2 vs. 4 woofers for Klipsch Center Channel?

P

phillipsd85

Audiophyte
Greetings, fellow Speaker-nuts. Now that I've finally entered the surround sound world in the past few months, it might be time for an upgrade on my center channel. We currently have a 5.1 Klipsch setup in our home theater area:

Left & Right: RP-260F (the previous model of the current RP-6000F)
Center: RP-250C (the previous version of the current RP-500C)
Rear: RP-402S
Subwoofer: Miller & Kreisel Sound MX-200

The front & center channels all have (2) 5-1/4" woofers each. The rear channels have the smallest woofers (4") of all the channels, so logic would suggest to upgrade these to the RP-502S first to match the rest of the woofer sizes. But these were a Christmas gift, so I'll hang on to them for a bit longer. Plus, it's the first time we've had surround signal, so we're still pretty Wow-ed by it. What I'm not 100% satisfied with yet is the center channel. Can't quite put it into words, but it feels like something's missing. I've played with the crossover, even setting the level higher by almost 2dB. It almost sounds like it can't quite keep up. As someone told me recently, "You can never go too big on a center channel, since it carries 90% of the signal."
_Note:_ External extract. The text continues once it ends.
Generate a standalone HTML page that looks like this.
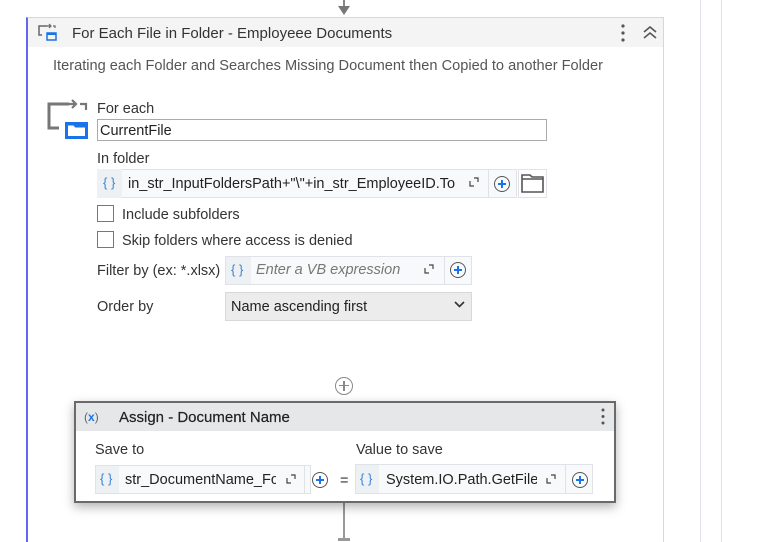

I'm wondering if there really is much of a difference in upgrading the center channel from a 2-woofer speaker to a 4-woofer? Crutchfield has the older model RP-450C with (4) 5-1/4" woofers for almost half the price of the current model.
 
ryanosaur

ryanosaur

Audioholic Overlord
They are both relatively poor designs. You would be better off trying to get a single bookshelf speaker to use as your center channel.
Acoustically, the horizontal MTM design will always experience Lobing, or uneven horizontal dispersion due to the interference of the different drivers acting on the wavefronts emanating from the other drivers. What this means is you may here perfect dialog clarity at one seat, but not two feet away, but then again at 5’ off axis it will be back. (Those numbers are arbitrary, but the phenomena is real.)
 
lovinthehd

lovinthehd

Audioholic Jedi
Might also consider speaker placement in the current setup....any room for improvement there first?

Adding more mid-woofers for what particularly? If you need more bottom end perhaps more/better subwoofage would be more effective?
 
M

MDK210

Junior Audioholic
Well it's not 90% but I understand where you are coming from. Different thoughts on what people feel a center can do or whether you should run an MTM style vs bookshelf/floor speaker, etc. Personally I don't feel there are a lot of center channels that keep up with each companies top flagship models. Pay $10K for a L/R and spend $1K on a subpar center just seems wrong and will be the weakest point. If you have some strong speakers then take the center channel out to see if you like it. Spaced appropriately you can get a good phantom center or even better if what the company offers isn't so great. It's all personal preference so setup your current speakers the best way you can, add a center and if it sounds worse then remove it. Having no center is better than having an undeveloped or poorly placed one.